Dangerous levels of fatigue among vessel traffic controllers is endangering individual safety and risking a shipping catastrophe, an expert report has shown.
It’s only a matter of time before someone is hurt or killed, say members
The Vessel Tracking Service (VTS) do an important job. They are marine traffic controllers, who monitor and oversee all vessel movements within the port. The safety of hundreds of lives relies on these men and women. So its pretty important they are safely rested.
But for many years, the VTS workers have suffered dangerous levels of fatigue. The problem is the lack of rest breaks.
The VTS traffic controllers are captive in the VTS room for 12 hour shifts, unable to leave the precinct, monitoring a bank of screens and dealing with competing urgent demands, round the clock. They not even able to take their meal breaks - most days eating at their desks to keep the three VTS stations operating 24/7.
Needless to say, this situation can’t continue. It’s only a matter of time before someone falls asleep behind the wheel, or we see a potentially catastrophic fatigue-related incident on the water.
Members take action to address fatigue
From this week, the members in the Sydney VTS have resolved to take action - starting by taking their minimum lawful breaks as per their Enterprise Agreement.
We understand the Port Authority is working to address the staffing shortfall. But until concrete solutions are locked in, the members will stick firm - despite threats and all sorts of nonsense being thrown around.
Messages of support flowing in
Thank you to the many members who have already conveyed a message of support to the VTS. Your words of encouragement have been greatly appreciated.

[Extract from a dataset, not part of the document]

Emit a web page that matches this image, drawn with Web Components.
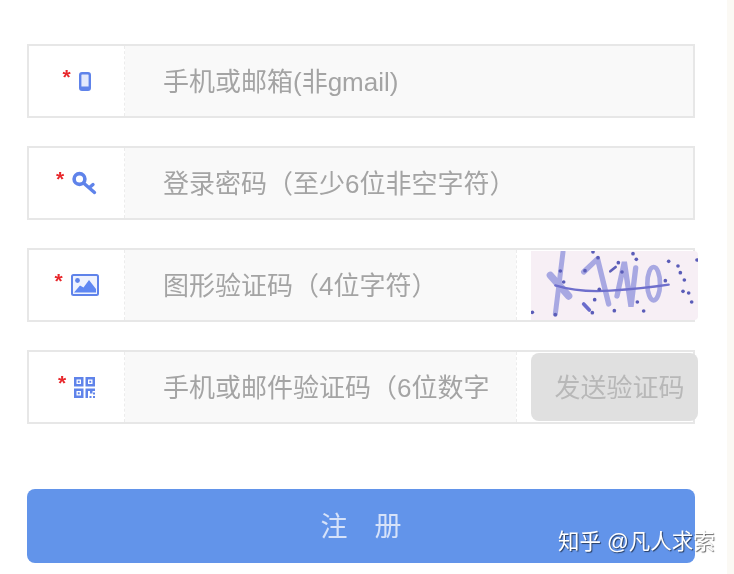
<!DOCTYPE html>
<html lang="zh">
<head>
<meta charset="utf-8">
<title>注册</title>
<style>
    html, body { margin: 0; height: 100%; background: #fbf9f4; overflow: hidden; }
    body { font-family: "Liberation Sans", "Noto Sans CJK SC", sans-serif; }
</style>
</head>
<body>
<signup-page>
    <form-row hint="手机或邮箱(非gmail)">
        <field-icon slot="icon" name="phone"></field-icon>
    </form-row>
    <form-row hint="登录密码（至少6位非空字符）">
        <field-icon slot="icon" name="key"></field-icon>
    </form-row>
    <form-row hint="图形验证码（4位字符）">
        <field-icon slot="icon" name="picture"></field-icon>
        <captcha-image slot="addon"></captcha-image>
    </form-row>
    <form-row hint="手机或邮件验证码（6位数字">
        <field-icon slot="icon" name="qr"></field-icon>
        <send-button slot="addon">发送验证码</send-button>
    </form-row>
    <submit-button>注　册</submit-button>
</signup-page>
<script>
class SignupPage extends HTMLElement {
    constructor() {
        super()
        this.attachShadow({ mode: 'open' }).innerHTML = `
            <style>
                :host { display: block; position: relative; width: 727px; height: 574px; background: #fff; filter: blur(.35px); }
                .form { display: flex; flex-direction: column; gap: 28px; width: 668px; padding: 44px 0 0 27px; }
                .mark {
                    position: absolute; left: 558px; top: 526px;
                    font-size: 21.5px; line-height: 32px; color: #fff; white-space: nowrap;
                    text-shadow: 1px 1px 1px rgba(0, 0, 0, .6);
                }
            </style>
            <div class="form"><slot></slot></div>
            <div class="mark">知乎 @凡人求索</div>`
    }
}

class FormRow extends HTMLElement {
    constructor() {
        super()
        this.attachShadow({ mode: 'open' }).innerHTML = `
            <style>
                :host { display: flex; box-sizing: border-box; height: 74px; border: 2px solid #e7e7e7; background: #fff; }
                .icon { display: flex; align-items: center; justify-content: center; flex: none; width: 95px; border-right: 1px dashed #ececec; }
                .hint {
                    flex: 1; min-width: 0; display: flex; align-items: center; box-sizing: border-box; padding: 0 0 4px 38px;
                    background: #f9f9f9; color: #a4a4a4; font-size: 26px; white-space: nowrap;
                }
                .addon { display: none; flex: none; box-sizing: border-box; width: 178px; margin-right: -1px; padding: 1px 0 0 14px; border-left: 1px dashed #ececec; }
                :host([has-addon]) .addon { display: block; }
            </style>
            <div class="icon"><slot name="icon"></slot></div>
            <div class="hint"><span></span></div>
            <div class="addon"><slot name="addon"></slot></div>`
    }

    connectedCallback() {
        this.shadowRoot.querySelector('.hint span').textContent = this.getAttribute('hint')
        if (this.querySelector('[slot=addon]')) this.setAttribute('has-addon', '')
    }
}

const ICONS = {
    phone: `<svg width="12" height="19" viewBox="0 0 12 19">
        <rect x="1.2" y="1.2" width="9.6" height="16.6" rx="1.8" fill="#e3e9fc" stroke="#5f83ea" stroke-width="2.4"/>
        <rect x="1" y="14.5" width="10" height="3.5" fill="#5f83ea"/>
    </svg>`,
    key: `<svg width="25" height="24" viewBox="0 0 25 24" fill="none" stroke="#5f83ea" stroke-linecap="round">
        <circle cx="7.5" cy="8" r="5.4" stroke-width="3.6"/>
        <path d="M11.5 12 L22.5 21.5 M17.5 16.5 L21 13.5" stroke-width="3.4"/>
    </svg>`,
    picture: `<svg width="28" height="22" viewBox="0 0 28 22">
        <rect x="1" y="1" width="26" height="20" rx="1.5" fill="#eef2fe" stroke="#5f83ea" stroke-width="2"/>
        <circle cx="6.5" cy="6.5" r="2.4" fill="#5f83ea"/>
        <path d="M3 18.5 L9 11.5 L12.5 13.5 L18 6 L25 15 V18.5 Z" fill="#5f87f2"/>
    </svg>`,
    qr: `<svg width="21" height="21" viewBox="0 0 21 21" fill="#5f83ea">
        <path fill-rule="evenodd" d="M0 0H9.5V9.5H0Z M2.5 2.5V7H7V2.5Z M11.5 0H21V9.5H11.5Z M14 2.5V7H18.5V2.5Z M0 11.5H9.5V21H0Z M2.5 14V18.5H7V14Z"/>
        <path d="M3.8 3.8H5.7V5.7H3.8Z M15.3 3.8H17.2V5.7H15.3Z M3.8 15.3H5.7V17.2H3.8Z"/>
        <path d="M11.5 11.5H14V21H11.5Z M14 11.5H21V14H18.5V16.5H16V14H14Z M19 15.5H21V17.5H19Z M15.5 19H17.5V21H15.5Z M19 19H21V21H19Z"/>
    </svg>`
}

class FieldIcon extends HTMLElement {
    constructor() {
        super()
        this.attachShadow({ mode: 'open' })
    }

    connectedCallback() {
        this.shadowRoot.innerHTML = `
            <style>
                :host { display: flex; align-items: center; gap: 8px; }
                .star { color: #e8282c; font-size: 21px; font-weight: bold; line-height: 16px; height: 14px; margin-top: -11px; }
                svg { display: block; }
            </style>
            <span class="star">*</span>${ICONS[this.getAttribute('name')]}`
    }
}

// captcha coordinates follow a 3x crop of the picture, hence the odd viewBox
const CAPTCHA_DOTS = [
    [180,97],[190,130],[254,96],[278,40],[293,57],[365,100],[354,72],[398,45],[408,62],[505,68],
    [533,82],[540,102],[552,124],[548,158],[565,163],[574,190],[590,64],[495,126],[297,152],[283,183],
    [276,222],[342,216],[411,190],[430,217],[96,221],[165,228]
]

class CaptchaImage extends HTMLElement {
    constructor() {
        super()
        const dots = CAPTCHA_DOTS.map(([x, y]) => `<circle cx="${x}" cy="${y}" r="5.5"/>`).join('')
        this.attachShadow({ mode: 'open' }).innerHTML = `
            <style>
                :host { display: block; width: 167px; height: 69px; background: #f7eff5; border-radius: 0 4px 4px 0; }
                svg { display: block; filter: blur(.6px); }
            </style>
            <svg width="167" height="69" viewBox="92 37 501 207" fill="none" stroke-linecap="round">
                <g stroke="#a8a8e2">
                    <path d="M188 40 L165 226" stroke-width="15"/>
                    <path d="M150 110 L205 172" stroke-width="22"/>
                    <path d="M290 62 L250 100 M292 62 L325 196" stroke-width="16"/>
                    <path d="M350 172 L372 70 L392 204 L406 88" stroke-width="16"/>
                    <ellipse cx="460" cy="135" rx="19" ry="50" stroke-width="14"/>
                </g>
                <path d="M165 140 Q235 162 330 156 T505 138" stroke="#6f6fcc" stroke-width="7"/>
                <path d="M250 196 L267 214" stroke="#6a6ccb" stroke-width="11"/>
                <path d="M330 98 L346 85" stroke="#5f5fb8" stroke-width="8"/>
                <g fill="#5a5cb8">${dots}</g>
            </svg>`
    }
}

class SendButton extends HTMLElement {
    constructor() {
        super()
        this.attachShadow({ mode: 'open' }).innerHTML = `
            <style>
                :host {
                    display: flex; align-items: center; justify-content: center; box-sizing: border-box; width: 167px; height: 68px;
                    padding: 0 0 4px 10px;
                    background: #e0e0e0; border-radius: 8px; color: #b8b8b8; font-size: 26px; white-space: nowrap;
                }
            </style>
            <slot></slot>`
    }
}

class SubmitButton extends HTMLElement {
    constructor() {
        super()
        this.attachShadow({ mode: 'open' }).innerHTML = `
            <style>
                :host {
                    display: flex; align-items: center; justify-content: center; box-sizing: border-box; height: 74px; margin-top: 37px;
                    padding-bottom: 4px;
                    background: #6294ea; border-radius: 8px; color: #d6e2f9; font-size: 27px;
                }
            </style>
            <slot></slot>`
    }
}

customElements.define('signup-page', SignupPage)
customElements.define('form-row', FormRow)
customElements.define('field-icon', FieldIcon)
customElements.define('captcha-image', CaptchaImage)
customElements.define('send-button', SendButton)
customElements.define('submit-button', SubmitButton)
</script>
</body>
</html>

If you get the chance, please send a message to the VTS members congratulating them on their stand. Messages can be sent to firstname.lastname@example.org.
Branch Committee resolution
This week, the MUA held its Branch Committee meeting in Sydney. The Branch Committee is the peak decision-making body of the MUA in this port and comprises senior leaders from every corner of the industry.
Branch Committee was unanimous in its support for the VTS members to end the fatigue problem once and for all - not only for their own safety but for the safety of each every member in the port.
The following resolution was passed unanimously:
“The Sydney Branch Committee recognises and supports the campaign being undertaken by the MUA VTS workers to address their fatigue crisis. We do not want to see any worker hurt or killed due to a fatigue related incident or a shipping catastrophe in our port. We pass on a message of solidarity and encourage VTS workers to call on all MUA members to support them morally, financially and through direct action should the need arise.”
Campaign set to escalate
At this point members are simply taking their lawful minimum breaks. But the members have developed plans to expand their efforts. These tactics will roll out over the coming weeks.
We regret any impact on the Port Authority and port users at this time. Members will be working hard to maintain all normal functions - where it is safe to do so. We are committed to finding a solution to this problem, once and for all.